In this, it reminds me of one of the poet’s best-known poems (a poem rightly famous, I think), “Shirt” (which appears in The Want Bone, from 1990). That poem begins with the garment’s parts—“The back, the yoke, the yardage. Lapped seams, / The nearly invisible stitches along the collar,” and works through these to the history figured in its making. Pinsky makes visible the nearly invisible work woven into those stitches, the history of workers inextricable from the fabric he fastens: “The presser, the cutter, / The wringer, the mangle. The needle, the union, / The treadle, the bobbin. The code. The infamous blaze // At the Triangle Factory in nineteen-eleven.” And he concludes that poem, clearly a candidate for favorite, by bringing that history back to the shirt on his back through the ways we might forget it: “We have culled its cost and quality / Down to the buttons of simulated bone, // The buttonholes, the sizing, the facing, the characters / Printed in black on neckband and tail.”

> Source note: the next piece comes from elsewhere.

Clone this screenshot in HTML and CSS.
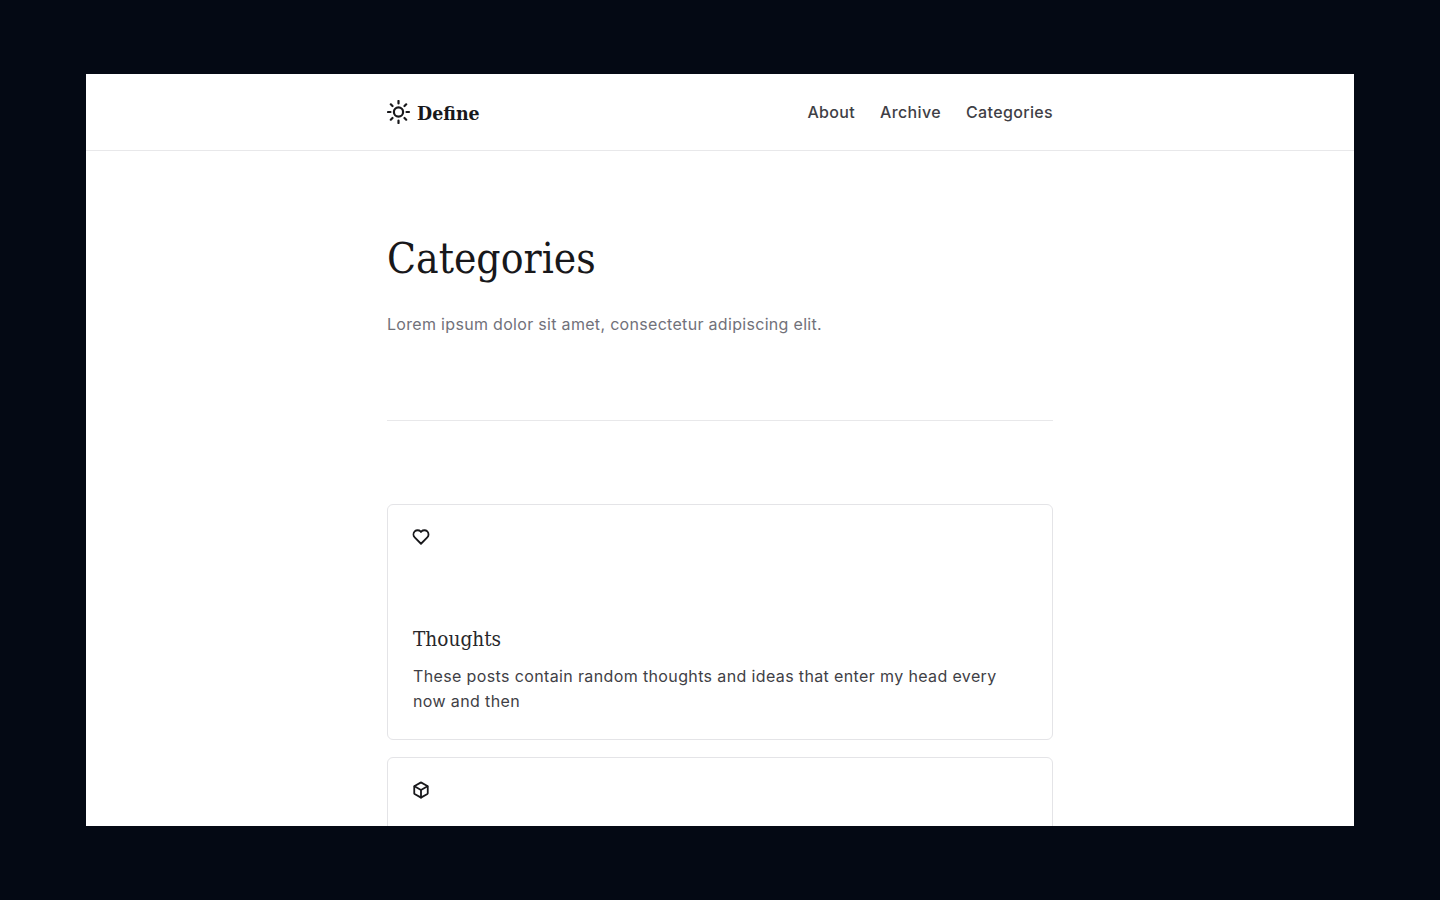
FILE: index.html
```html
<!DOCTYPE html>
<html lang="en">
<head>
<meta charset="utf-8">
<title>Categories</title>
<link rel="stylesheet" href="styles.css">
</head>
<body>
<div class="frame">
  <header class="site-header">
    <div class="container header-row">
      <a class="logo" href="#">
        <svg class="logo-icon" width="24" height="24" viewBox="0 0 24 24" fill="none" stroke="currentColor" stroke-width="2.2" stroke-linecap="round" stroke-linejoin="round"><circle cx="11.500" cy="12" r="4.600"/><path d="M11.500 1v2.500M11.500 20.500V23M3.800 4.300l1.700 1.700M17.500 18l1.700 1.700M1 12h2.500M19.500 12H22M3.800 19.700L5.500 18M17.500 6l1.700-1.700"/></svg>
        <span class="logo-text">Define</span>
      </a>
      <nav class="nav">
        <a href="#">About</a>
        <a href="#">Archive</a>
        <a href="#">Categories</a>
      </nav>
    </div>
  </header>
  <main class="container">
    <section class="intro">
      <h1>Categories</h1>
      <p>Lorem ipsum dolor sit amet, consectetur adipiscing elit.</p>
    </section>
    <section class="cards">
      <article class="card">
        <svg class="card-icon" width="18" height="18" viewBox="0 0 24 24" fill="none" stroke="currentColor" stroke-width="2.4" stroke-linecap="round" stroke-linejoin="round"><path d="M20.400 4.600a5.500 5.500 0 0 0-7.800 0L12 5.300l-.6-.7a5.500 5.500 0 0 0-7.800 7.800L12 21l8.400-8.600a5.500 5.500 0 0 0 0-7.800z"/></svg>
        <h2>Thoughts</h2>
        <p>These posts contain random thoughts and ideas that enter my head every now and then</p>
      </article>
      <article class="card">
        <svg class="card-icon" width="18" height="18" viewBox="0 0 24 24" fill="none" stroke="currentColor" stroke-width="2.4" stroke-linecap="round" stroke-linejoin="round"><path d="M21 16.500V7.500a1 1 0 0 0-.5-.87l-8-4.500a1 1 0 0 0-1 0l-8 4.500a1 1 0 0 0-.5.87v9a1 1 0 0 0 .5.87l8 4.500a1 1 0 0 0 1 0l8-4.500a1 1 0 0 0 .5-.87z"/><path d="M3.300 7 12 12l8.700-5M12 22V12"/></svg>
      </article>
    </section>
  </main>
</div>
</body>
</html>
```

FILE: styles.css
```css
* { box-sizing: border-box; }
html, body { margin: 0; height: 100%; }
body {
  background: #040914;
  padding: 74px 86px;
  font-family: Inter, "Liberation Sans", sans-serif;
  letter-spacing: 0.31px;
  overflow: hidden;
}
.frame {
  background: #fff;
  height: 752px;
  overflow: hidden;
}
.container {
  width: 666px;
  margin: 0 auto;
}
.site-header {
  height: 77px;
  border-bottom: 1px solid #e8e8ea;
}
.header-row {
  height: 76px;
  display: flex;
  align-items: center;
  justify-content: space-between;
}
.logo {
  display: flex;
  align-items: center;
  gap: 6px;
  color: #18181b;
  text-decoration: none;
}
.logo-text {
  font-family: "DejaVu Serif Condensed", "DejaVu Serif", serif;
  font-weight: 700;
  font-size: 19.4px;
  letter-spacing: 0;
  padding-top: 2px;
}
.nav {
  display: flex;
  gap: 25px;
}
.nav a {
  color: #3f3f46;
  text-decoration: none;
  font-size: 16px;
  font-weight: 450;
  letter-spacing: 0.35px;
}
.intro {
  padding-top: 78px;
  padding-bottom: 82px;
  border-bottom: 1px solid #e8e8ea;
}
h1 {
  margin: 0;
  font-family: "DejaVu Serif Condensed", "DejaVu Serif", serif;
  font-weight: 400;
  font-size: 42.2px;
  line-height: 60px;
  letter-spacing: 0;
  color: #18181b;
}
.intro p {
  margin: 21px 0 0;
  font-size: 16px;
  line-height: 28px;
  color: #71717a;
}
.cards {
  padding-top: 83px;
  display: flex;
  flex-direction: column;
  gap: 17px;
}
.card {
  border: 1px solid #e4e4e7;
  border-radius: 6px;
  padding: 23px 25px;
  height: 236px;
  color: #18181b;
}
.card-icon {
  display: block;
  margin-left: -1px;
}
.card h2 {
  margin: 79px 0 0;
  font-family: "DejaVu Serif Condensed", "DejaVu Serif", serif;
  font-weight: 400;
  font-size: 20.6px;
  line-height: 28px;
  letter-spacing: 0;
  color: #27272a;
}
.card p {
  margin: 11px 0 0;
  font-size: 16px;
  line-height: 25px;
  letter-spacing: 0.37px;
  color: #3f3f46;
}
```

And those “characters” remind me that “Shirt” and “Horn” both echo and carry on the energy of earlier poems of Pinsky’s about writing itself, about the act of working message from means, poems like “The Sentences” from his first book, the 1974 volume Sadness and Happiness, a poem which, if it doesn’t top my list of favorite Pinsky poems (and it still might), is definitely my favorite poem of missed connection and missed opportunity, and whose last lines—“November sun / lay on the sidewalk, ordinary and final / As the sentences too flat for any poem” capture late fall like nothing since the first chapter of Moby Dick.

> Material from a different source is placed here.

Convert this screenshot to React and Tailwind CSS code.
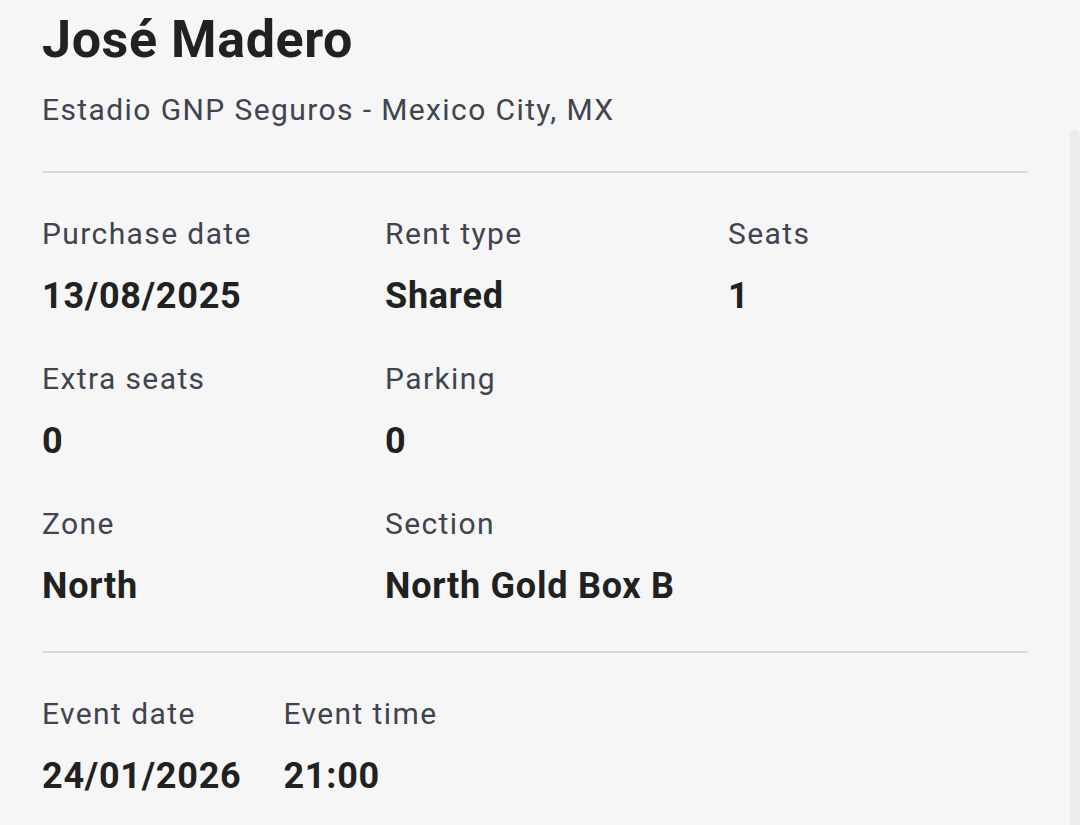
import React from 'react';

const details = [
  { label: 'Purchase date', value: '13/08/2025' },
  { label: 'Rent type', value: 'Shared' },
  { label: 'Seats', value: '1' },
  { label: 'Extra seats', value: '0' },
  { label: 'Parking', value: '0' },
  { label: 'Zone', value: 'North' },
  { label: 'Section', value: 'North Gold Box B' },
];

const Field = ({ label, value }) => (
  <div className="flex flex-col gap-[20px]">
    <span className="text-[30px] leading-[40px] tracking-[1.4px] text-[#40444f]">{label}</span>
    <span className="text-[36px] leading-[44px] tracking-[0.75px] font-bold text-[#212121]">{value}</span>
  </div>
);

const App = () => {
  return (
    <div
      className="flex h-[825px] w-[1080px] overflow-hidden bg-[#f6f6f6]"
      style={{ fontFamily: 'Roboto, "Noto Sans", sans-serif' }}
    >
      <main className="w-[1070px] px-[42px] pt-[10px]">
        <header className="flex flex-col gap-[22px] pb-[43px]">
          <h1 className="text-[52px] leading-[60px] tracking-[0.6px] font-bold text-[#212121]">José Madero</h1>
          <p className="text-[30px] leading-[36px] tracking-[1.4px] text-[#40444f]">Estadio GNP Seguros - Mexico City, MX</p>
        </header>

        <div className="h-[2px] bg-[#dadada]" />

        <section className="grid grid-cols-3 gap-x-[43px] gap-y-[41px] pt-[41px] pb-[43px]">
          {details.map((d) => (
            <React.Fragment key={d.label}>
              <Field label={d.label} value={d.value} />
              {d.label === 'Parking' && <div />}
            </React.Fragment>
          ))}
        </section>

        <div className="h-[2px] bg-[#dadada]" />

        <section className="flex gap-x-[42px] pt-[41px]">
          <Field label="Event date" value="24/01/2026" />
          <Field label="Event time" value="21:00" />
        </section>
      </main>

      {/* scrollbar */}
      <div className="w-[10px]">
        <div className="mt-[130px] h-[695px] rounded-tl-[6px] rounded-tr-[6px] bg-[#ececec]" />
      </div>
    </div>
  );
};

export default App;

But I was talking about “Horn,” and yet another thing I love about that poem is how it is a kind of ars poetica, even as it is these other things I’ve mentioned. Like such Seamus Heaney poems as “Thatcher,” "The Horn” suggests, through its meditation on some nonliterary craft, some essential aspects of the poetic craft as this poet conceives it.  In this regard, it’s like “Rhyme” or “In Defense of Allusion,” two favorites of mine from 2007’s Gulf Music, poems about the means by which the medium achieves meanings. “Listen,” Pinsky writes in “Horn.” “Labor: / Flip all the altered scales in the woodshed.” The poem is at once a call to careful construction and a demonstration of the virtues of this practice, practice focused not only on this particular poem (though it is as wonderfully and complexly wrought as the saxophone it describes) but also, as this poem’s tercets remind us, the listening and labor and flipping of altered scales that went into Pinsky’s translation of Dante’s Inferno, a simply breathtaking work that might itself qualify for this favorite poem laurel except that I’m not sure whether the rules allow that. Nor am I sure whether the rules would let me name specific passages from Pinsky’s 1981 book-length poem, An Explanation of America, but who would not want to consider—for its condensation of ambition and exemplification, its combination of a wide Whitmanian embrace and a dedication to the specificity of its particulars—some stanzas from that poem’s second section, “From the Surface,” a taste of which you can hear in these lines:

What do I want for you to see? I want—
Beyond the states and corporations, each
Hiding and showing after their kind the forms
Of their atrocities, beyond their power
For evil—the greater evil in ourselves,
And great images more vast than Time.
I want for you to see the things I see
And more, Colonial Diners, Disney, films
Of concentration camps, the napalmed child
Trotting through famous newsfilm in her diaper
And tattered flaps of skin, Deep Throat, the rest.

I want our country like a common dream
To be between us in what we want to see
. . .
I mean the way we need to see
With shared imperfect memory.

Which in turn reminds me of “The Street” (from History of My Heart, 1984) and its compassion for those embarrassed by the way “Trouble—fights, the police, sickness— / Seemed never to come // For anyone when they were fully dressed, even as it also makes me think of “The Figured Wheel” and its inexorable rolling “through shopping malls and prisons / Over farms, small and immense, and the rotten little downtowns,” milling, as it rolls, “everything alive and grind[ing} / The remains of the dead in the cemeteries, in unmarked graves and oceans.”

But I was talking about “Horn,” and you’re getting, I hope, a sense of just how difficult it is to name one favorite Pinsky poem. You’re getting, too, I suspect, tired of listening to me struggle with this, and so I’m going to stop. Not stop forever. I don’t think Pinsky’s gorgeous and difficult poems will let me do that, and I relish the effort of figuring out a favorite, but stop for now, so that you can hear, along with me, that “Bondsman of the tool,” that “honker” and “toiler” (as he puts it at the end of “The Horn”), Robert Pinsky.